In our new study published in Nature Neuroscience, we found evidence that rodent brains use a specific form of learning called temporal difference (TD) learning. TD learning has been widely used in both animal learning models and artificial intelligence. In each case, an agent learns from an unexpected reward to repeat the actions that lead to reward. Our results help bring together findings from animal psychology, machine learning, and neuroscience to provide a mechanistic account of how learning takes place in biological brains.
It has been well-known that animals learn from unexpected rewards, and this knowledge has become the basis for learning algorithms used in computers, including modern artificial intelligence. In these algorithms, learning is triggered not by the reward itself, but by the surprise (or “prediction error”) associated with the reward. One such algorithm, temporal difference (TD) learning, is attractive because it can explain how to associate a specific action or a specific cue with a reward, which is temporally separated from the cue. Imagine you are a hungry dog. You happen to hear a bell ringing and then get a tasty reward. After repeated experiences of the bell sound and reward, you gradually predict the reward just by hearing a bell ringing. How can the brain connect the reward specifically with the sound even when those events are greatly separated in time? TD learning algorithms solve this problem by using a unique form of prediction errors called TD errors. In TD learning, TD error gradually “moves” backward in time to earlier and earlier time points over multiple experiences, and eventually bridges temporally separated events.
The TD learning model was originally inspired by animal learning that depends on surprise. However, its specific algorithm is not intuitive, and it was not known whether prediction error, or surprise, gradually “moves” in the actual brain. Researchers have proposed that dopamine signals may reinforce rewarding action (or reward prediction) in a similar manner as TD learning. To support this learning, dopamine signals have to gradually shift backwards in time—from the time you receive a tasty food reward to the time you hear a bell, for example. However, gradual shifts in dopamine activity such as this had not been observed until our study.
Our paper’s investigation began when the first author, postdoc Ryunosuke Amo, looked into activity in dopamine neurons in mice during their first day of learning to associate an odor cue with a water reward. He found a dynamical, backward-shifting dopamine activity pattern, which had been theoretically predicted but never documented. We were shocked by the clear similarity between neural activity and theory and decided to pursue this finding in detail.

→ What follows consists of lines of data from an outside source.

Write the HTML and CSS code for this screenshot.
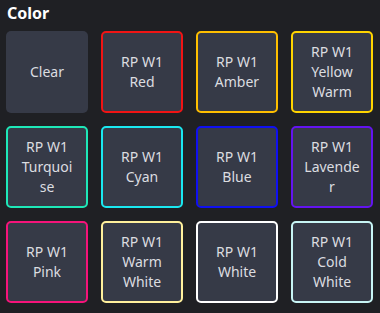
FILE: index.html
```html
<!DOCTYPE html>
<html lang="en">
<head>
    <meta charset="UTF-8">
    <title>Color</title>
    <link rel="stylesheet" href="styles.css">
</head>
<body>
    <div class="panel">
        <h2 class="title">Color</h2>
        <div class="grid">
            <div class="tile">Clear</div>
            <div class="tile red">RP W1<br>Red</div>
            <div class="tile amber">RP W1<br>Amber</div>
            <div class="tile yellow">RP W1<br>Yellow<br>Warm</div>
            <div class="tile turquoise">RP W1<br>Turquoi<br>se</div>
            <div class="tile cyan">RP W1<br>Cyan</div>
            <div class="tile blue">RP W1<br>Blue</div>
            <div class="tile lavender">RP W1<br>Lavende<br>r</div>
            <div class="tile pink">RP W1<br>Pink</div>
            <div class="tile warm">RP W1<br>Warm<br>White</div>
            <div class="tile white">RP W1<br>White</div>
            <div class="tile cold">RP W1<br>Cold<br>White</div>
        </div>
    </div>
</body>
</html>
```
FILE: styles.css
```css
body {
    margin: 0;
    background: #1f2024;
    font-family: "Noto Sans", "Open Sans", sans-serif;
    color: #dcdde0;
}
.panel {
    padding: 2px 6px 0 6px;
}
.title {
    margin: 0 0 7px 1px;
    font-size: 16px;
    font-weight: bold;
    color: #ffffff;
    line-height: 22px;
}
.grid {
    display: grid;
    grid-template-columns: repeat(4, 82px);
    grid-auto-rows: 82px;
    column-gap: 13px;
    row-gap: 13px;
}
.tile {
    box-sizing: border-box;
    background: #363a47;
    border: 2px solid transparent;
    border-radius: 5px;
    display: flex;
    align-items: center;
    justify-content: center;
    text-align: center;
    font-size: 14px;
    line-height: 20px;
}
.red { border-color: #f01414; }
.amber { border-color: #ffbf00; }
.yellow { border-color: #ffd400; }
.turquoise { border-color: #1ee8b8; }
.cyan { border-color: #1ae8f0; }
.blue { border-color: #1010f0; }
.lavender { border-color: #6414f0; }
.pink { border-color: #f5147a; }
.warm { border-color: #fff09c; }
.white { border-color: #ffffff; }
.cold { border-color: #c8f5f5; }
```
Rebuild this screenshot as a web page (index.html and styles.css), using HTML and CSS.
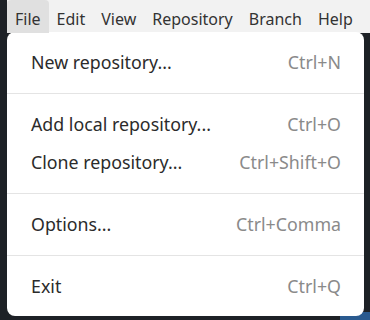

We recorded the activity of dopamine neurons at a population as well as single neuron levels through an optical fiber (photometry) and two-photon microscopy, respectively. Our data set included naive mice that were being trained to associate an odor cue with water reward for the first time and another group of mice that were repeatedly trained to associate odor cues with the reward. We found that the dopamine activity temporally shifts from the time point of water reward to the time point of an odor cue gradually through intermediate time points in the naive animals. On the other hand, it was difficult to detect the temporal shift in the latter condition, although we still observed it in a careful analysis of individual animals. The difficulty in detecting the temporal shift is probably due to complexity of the dopamine activity pattern in well-trained animals, who tend to generalize odors (any novel odor might be potentially predictive of reward), and this explains why previous studies did not detect the temporal shift.
While TD learning has been incorporated in various learning theories, whether brains use similar learning mechanisms is still debated. Our observation connected the theories and brain, providing stronger evidence that TD learning is implemented in the biological brain using dopamine signals as TD errors. The link between a learning algorithm and dopamine will both promote our understanding of how the brain learns and how dopamine functions. For example, we believe that more scientists can move on to search for the actual circuit mechanism for how TD learning might be happening in the brain.
Another contribution is that we provided an algorithmic framework for understanding how dopamine facilitates learning. Modulators of dopamine are widely used to treat various learning deficits such as ADHD, although the mechanism is not fully understood. We hope that the algorithmic framework gives a better clue to predict roles of dopamine in normal and abnormal behaviors.